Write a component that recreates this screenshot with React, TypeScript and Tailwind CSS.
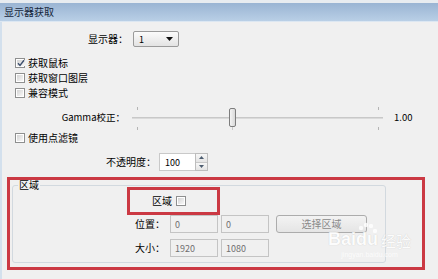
import React from "react";

function Box({ checked }: { checked?: boolean }) {
  return (
    <span className="w-[10px] h-[10px] border border-[#8e8f8f] bg-white p-px flex shrink-0">
      <span className="flex-1 bg-linear-to-br from-[#d4d4d4] to-[#f8f8f8] flex items-center justify-center">
        {checked && (
          <svg width="8" height="8" viewBox="0 0 8 8">
            <path d="M1 4.2 L3 6.4 L7 1.2" fill="none" stroke="#3d4f6e" strokeWidth="1.4" />
          </svg>
        )}
      </span>
    </span>
  );
}

function CheckRow({ label, checked }: { label: string; checked?: boolean }) {
  return (
    <div className="h-[15px] flex items-center pl-[13px] gap-[3px]">
      <Box checked={checked} />
      <span>{label}</span>
    </div>
  );
}

function Field({ value, w }: { value: string; w: string }) {
  return (
    <div className={`${w} h-[18px] border border-[#c4c4c4] bg-[#f0f0f0] flex items-center pl-[4px] text-[9px] text-[#6f6f6f]`}>
      {value}
    </div>
  );
}

export default function App() {
  return (
    <div
      className="w-[438px] h-[279px] bg-[#f0f0f0] relative overflow-hidden flex flex-col text-[10px] leading-none text-black"
      style={{ fontFamily: '"Noto Sans CJK SC", "Noto Sans", sans-serif' }}
    >
      <div className="h-[3px] bg-[#e8ecf0]" />
      <div className="h-[18px] bg-linear-to-b from-[#9ab4d3] to-[#b9cfe6] flex items-center pl-[4px] text-[#16263b]">
        显示器获取
      </div>
      <div className="h-px bg-[#dce7f2]" />
      <div className="flex-1 flex flex-col border-l-[2px] border-[#d3e0ed]">
        {/* monitor select */}
        <div className="mt-[9px] h-[16px] flex items-center">
          <div className="w-[126px] text-right">显示器：</div>
          <div className="ml-[5px] w-[46px] h-[16px] border border-[#9a9a9a] rounded-[2px] bg-linear-to-b from-[#fbfbfb] to-[#e3e3e3] flex items-center justify-between pl-[5px] pr-[5px]">
            <span className="text-[9px]">1</span>
            <svg width="7" height="4" viewBox="0 0 7 4">
              <path d="M0 0 H7 L3.5 4 Z" fill="#111" />
            </svg>
          </div>
        </div>

        <div className="mt-[8px] flex flex-col">
          <CheckRow label="获取鼠标" checked />
          <CheckRow label="获取窗口图层" />
          <CheckRow label="兼容模式" />
        </div>

        {/* gamma */}
        <div className="mt-[6px] h-[24px] flex items-center">
          <div className="w-[123px] text-right text-[9.5px]">Gamma校正：</div>
          <div className="ml-[7px] w-[251px] h-full relative">
            <div className="absolute left-0 right-0 top-[11px] h-[2px] bg-[#dadada] border-t border-[#c8c8c8]" />
            <div className="absolute left-[5px] top-[1px] w-px h-[3px] bg-[#b5b5b5]" />
            <div className="absolute left-[5px] top-[21px] w-px h-[3px] bg-[#b5b5b5]" />
            <div className="absolute left-[246px] top-[1px] w-px h-[3px] bg-[#b5b5b5]" />
            <div className="absolute left-[246px] top-[21px] w-px h-[3px] bg-[#b5b5b5]" />
            <div className="absolute left-[100px] top-[21px] w-px h-[3px] bg-[#c9c9c9]" />
            <div className="absolute left-[97px] top-[2px] w-[7px] h-[19px] border border-[#7d7d7d] rounded-[2px] bg-linear-to-r from-[#f4f4f4] to-[#d9d9d9]" />
          </div>
          <div className="ml-[11px] text-[9.5px]">1.00</div>
        </div>

        <CheckRow label="使用点滤镜" />

        {/* opacity */}
        <div className="mt-[8px] h-[18px] flex items-center">
          <div className="w-[154px] text-right">不透明度：</div>
          <div className="ml-[3px] h-[18px] flex">
            <div className="w-[36px] h-full border border-[#c9c9c9] border-r-0 bg-white flex items-center pl-[5px] text-[9px]">
              100
            </div>
            <div className="w-[13px] h-full flex flex-col border border-[#bdbdbd] bg-[#ececec]">
              <div className="flex-1 border-b border-[#c8c8c8] flex items-center justify-center bg-linear-to-b from-[#f7f7f7] to-[#e4e4e4]">
                <svg width="5" height="3" viewBox="0 0 5 3">
                  <path d="M0 3 H5 L2.5 0 Z" fill="#4d5d70" />
                </svg>
              </div>
              <div className="flex-1 flex items-center justify-center bg-linear-to-b from-[#f7f7f7] to-[#e4e4e4]">
                <svg width="5" height="3" viewBox="0 0 5 3">
                  <path d="M0 0 H5 L2.5 3 Z" fill="#4d5d70" />
                </svg>
              </div>
            </div>
          </div>
        </div>

        {/* highlighted region */}
        <div className="mt-[6px] ml-[5px] w-[418px] h-[93px] border-[3px] border-[#cb3943] flex flex-col">
          <fieldset className="ml-[2px] w-[374px] h-[83px] border border-[#d2d9df] rounded-[3px] pl-[5px] flex flex-col">
            <legend className="px-[1px] leading-[10px]">区域</legend>
            <div className="-mt-[3px] ml-[109px] w-[93px] h-[28px] border-[3px] border-[#cb3943] flex items-center pl-[22px] gap-[4px]">
              <span>区域</span>
              <Box />
            </div>
            <div className="h-[18px] flex items-center">
              <div className="w-[147px] text-right">位置：</div>
              <div className="ml-[5px]">
                <Field value="0" w="w-[48px]" />
              </div>
              <div className="ml-[3px]">
                <Field value="0" w="w-[48px]" />
              </div>
              <div className="ml-[7px] w-[91px] h-[18px] border border-[#acacac] rounded-[3px] bg-linear-to-b from-[#f3f3f3] to-[#e5e5e5] flex items-center justify-center text-[#8a8a8a]">
                选择区域
              </div>
            </div>
            <div className="mt-[6px] h-[18px] flex items-center">
              <div className="w-[147px] text-right">大小：</div>
              <div className="ml-[5px]">
                <Field value="1920" w="w-[48px]" />
              </div>
              <div className="ml-[3px]">
                <Field value="1080" w="w-[48px]" />
              </div>
            </div>
          </fieldset>
        </div>
      </div>

      {/* watermark */}
      <div className="absolute left-[328px] top-[230px] flex flex-col items-center opacity-80 pointer-events-none">
        <div className="flex items-end text-white text-[18px] font-bold leading-none" style={{ fontFamily: '"Liberation Sans", sans-serif', textShadow: "0 0 1px #bbb" }}>
          <span>Bai</span>
          <span className="relative">
            <svg width="22" height="20" viewBox="0 0 22 20" className="absolute left-0 -top-[8px]">
              <circle cx="5" cy="6" r="2.2" fill="#fff" />
              <circle cx="10" cy="3" r="2.2" fill="#fff" />
              <circle cx="15" cy="4" r="2.2" fill="#fff" />
              <circle cx="19" cy="9" r="2.2" fill="#fff" />
            </svg>
            <span>du</span>
          </span>
          <span className="ml-[3px] text-[15px] font-normal" style={{ fontFamily: '"Noto Sans CJK SC", sans-serif' }}>经验</span>
        </div>
        <div className="text-[7px] text-white mt-[3px]" style={{ fontFamily: '"Liberation Sans", sans-serif' }}>jingyan.baidu.com</div>
      </div>
    </div>
  );
}
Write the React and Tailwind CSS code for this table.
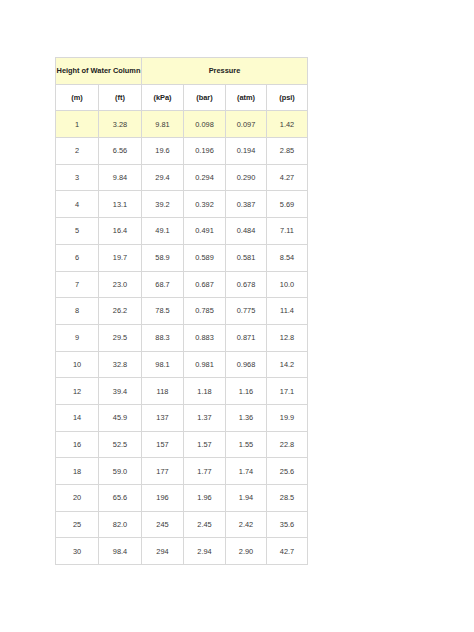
const rows = [
  ['1', '3.28', '9.81', '0.098', '0.097', '1.42'],
  ['2', '6.56', '19.6', '0.196', '0.194', '2.85'],
  ['3', '9.84', '29.4', '0.294', '0.290', '4.27'],
  ['4', '13.1', '39.2', '0.392', '0.387', '5.69'],
  ['5', '16.4', '49.1', '0.491', '0.484', '7.11'],
  ['6', '19.7', '58.9', '0.589', '0.581', '8.54'],
  ['7', '23.0', '68.7', '0.687', '0.678', '10.0'],
  ['8', '26.2', '78.5', '0.785', '0.775', '11.4'],
  ['9', '29.5', '88.3', '0.883', '0.871', '12.8'],
  ['10', '32.8', '98.1', '0.981', '0.968', '14.2'],
  ['12', '39.4', '118', '1.18', '1.16', '17.1'],
  ['14', '45.9', '137', '1.37', '1.36', '19.9'],
  ['16', '52.5', '157', '1.57', '1.55', '22.8'],
  ['18', '59.0', '177', '1.77', '1.74', '25.6'],
  ['20', '65.6', '196', '1.96', '1.94', '28.5'],
  ['25', '82.0', '245', '2.45', '2.42', '35.6'],
  ['30', '98.4', '294', '2.94', '2.90', '42.7'],
]

const units = ['(m)', '(ft)', '(kPa)', '(bar)', '(atm)', '(psi)']

export default function App() {
  return (
    <div className="min-h-[632px] w-[474px] bg-white pl-[55px] pt-[57px] font-['Liberation_Sans',Arial,sans-serif]">
      <table className="w-[252px] table-fixed border-collapse text-center text-[7.4px]">
        <colgroup>
          <col className="w-[43px]" />
          <col className="w-[43px]" />
          <col className="w-[42px]" />
          <col className="w-[42px]" />
          <col className="w-[41px]" />
          <col className="w-[41px]" />
        </colgroup>
        <thead>
          <tr className="h-[26.7px] bg-[#fdfccf] font-bold text-[#222]">
            <th colSpan={2} className="whitespace-nowrap border border-[#d8d8d8] p-0">
              Height of Water Column
            </th>
            <th colSpan={4} className="border border-[#d8d8d8] p-0">
              Pressure
            </th>
          </tr>
          <tr className="h-[26.7px] font-bold text-[#222]">
            {units.map((u) => (
              <th key={u} className="border border-[#d8d8d8] p-0">
                {u}
              </th>
            ))}
          </tr>
        </thead>
        <tbody className="text-[#3a3a3a]">
          {rows.map((row, i) => (
            <tr key={row[0]} className={i === 0 ? 'h-[26.7px] bg-[#fdfccf]' : 'h-[26.7px]'}>
              {row.map((cell, j) => (
                <td key={j} className="border border-[#d8d8d8] p-0">
                  {cell}
                </td>
              ))}
            </tr>
          ))}
        </tbody>
      </table>
    </div>
  )
}
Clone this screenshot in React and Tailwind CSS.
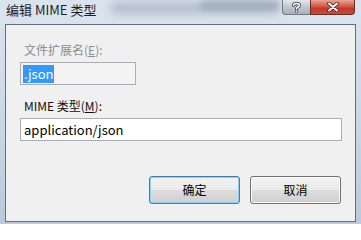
import React from "react";

const font = { fontFamily: '"Noto Sans CJK SC", "Noto Sans", sans-serif' };

export default function App() {
  return (
    <div
      className="w-[361px] h-[224px] overflow-hidden relative bg-[linear-gradient(180deg,#dbe4ee_0%,#cfdbe8_40%,#b9cadc_100%)]"
      style={font}
    >
      {/* blurred glass patches in title bar */}
      <div className="absolute left-[110px] top-[2px] w-[170px] h-[12px] rounded-full bg-[#9aa7b6] opacity-60 blur-[4px]" />
      <div className="absolute left-[200px] top-[0px] w-[80px] h-[10px] rounded-full bg-[#8796a7] opacity-50 blur-[3px]" />

      <div className="relative flex flex-col h-full">
        {/* title bar */}
        <div className="h-[24px] flex items-start justify-between pl-[6px] pr-[6px]">
          <div className="text-[13px] leading-[16px] mt-[2px] text-[#1e1e1e]">编辑 MIME 类型</div>
          <div className="flex">
            <div className="w-[28px] h-[15px] rounded-bl-[4px] border border-[#6f7a86] border-t-0 border-r-0 bg-[linear-gradient(180deg,#e3e7ec_0%,#c0c7cf_50%,#a8b0ba_100%)] flex items-center justify-center">
              <svg width="9" height="11" viewBox="0 0 9 11">
                <path d="M1.5 3.2 C1.5 1.2 7.5 0.8 7.5 3.2 C7.5 5 4.5 5 4.5 7" fill="none" stroke="#3a3f46" strokeWidth="3.2" strokeLinecap="round" />
                <circle cx="4.5" cy="9.5" r="1.6" fill="#3a3f46" />
                <path d="M1.5 3.2 C1.5 1.2 7.5 0.8 7.5 3.2 C7.5 5 4.5 5 4.5 7" fill="none" stroke="#fff" strokeWidth="1.6" strokeLinecap="round" />
                <circle cx="4.5" cy="9.5" r="0.9" fill="#fff" />
              </svg>
            </div>
            <div className="w-[45px] h-[15px] rounded-br-[4px] border border-[#6b2a24] border-t-0 bg-[linear-gradient(180deg,#e8a497_0%,#d25a48_45%,#c1392a_60%,#c94a38_100%)] flex items-center justify-center">
              <svg width="12" height="10" viewBox="0 0 12 10">
                <path d="M2 1.5 L10 8.5 M10 1.5 L2 8.5" stroke="#5a1c16" strokeWidth="3.6" strokeLinecap="round" />
                <path d="M2 1.5 L10 8.5 M10 1.5 L2 8.5" stroke="#fff" strokeWidth="2" strokeLinecap="round" />
              </svg>
            </div>
          </div>
        </div>

        {/* client area */}
        <div className="mx-[5px] mb-[2px] flex-1 border border-[#5f6f80] bg-[#f0f0f0] flex flex-col px-[14px]">
          <div className="mt-[18px] pl-[4px] text-[12px] leading-[14px] text-[#8d8d8d]">
            文件扩展名(<span className="underline">E</span>):
          </div>
          <div className="mt-[5px] w-[116px] h-[23px] border border-[#abadb3] bg-[#f3f3f3] flex items-center pl-[2px]">
            <span className="bg-[#3399ff] text-white text-[13px] leading-[18px] px-[1px]">.json</span>
          </div>
          <div className="mt-[14px] pl-[4px] text-[12px] leading-[14px] text-[#111]">
            MIME 类型(<span className="underline">M</span>):
          </div>
          <div className="mt-[5px] w-[322px] h-[23px] border border-[#abadb3] bg-white flex items-center pl-[3px] text-[13px] text-black">
            application/json
          </div>
          <div className="mt-[35px] flex justify-end gap-[10px]">
            <div className="w-[91px] h-[28px] rounded-[3px] border border-[#3c7fb1] shadow-[inset_0_0_0_1px_#8fd0f5] bg-[linear-gradient(180deg,#f2f2f2_0%,#ebebeb_50%,#dddddd_51%,#cfcfcf_100%)] flex items-center justify-center text-[12px] text-black">
              确定
            </div>
            <div className="w-[91px] h-[28px] rounded-[3px] border border-[#707070] shadow-[inset_0_0_0_1px_#fcfcfc] bg-[linear-gradient(180deg,#f2f2f2_0%,#ebebeb_50%,#dddddd_51%,#cfcfcf_100%)] flex items-center justify-center text-[12px] text-black">
              取消
            </div>
          </div>
        </div>
      </div>
    </div>
  );
}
- - - - -
Scan the entries above for the word "screenshot" and collect each line holding it.

**Written solution**:
Write a component that recreates this screenshot with React, TypeScript and Tailwind CSS.
Clone this screenshot in React and Tailwind CSS.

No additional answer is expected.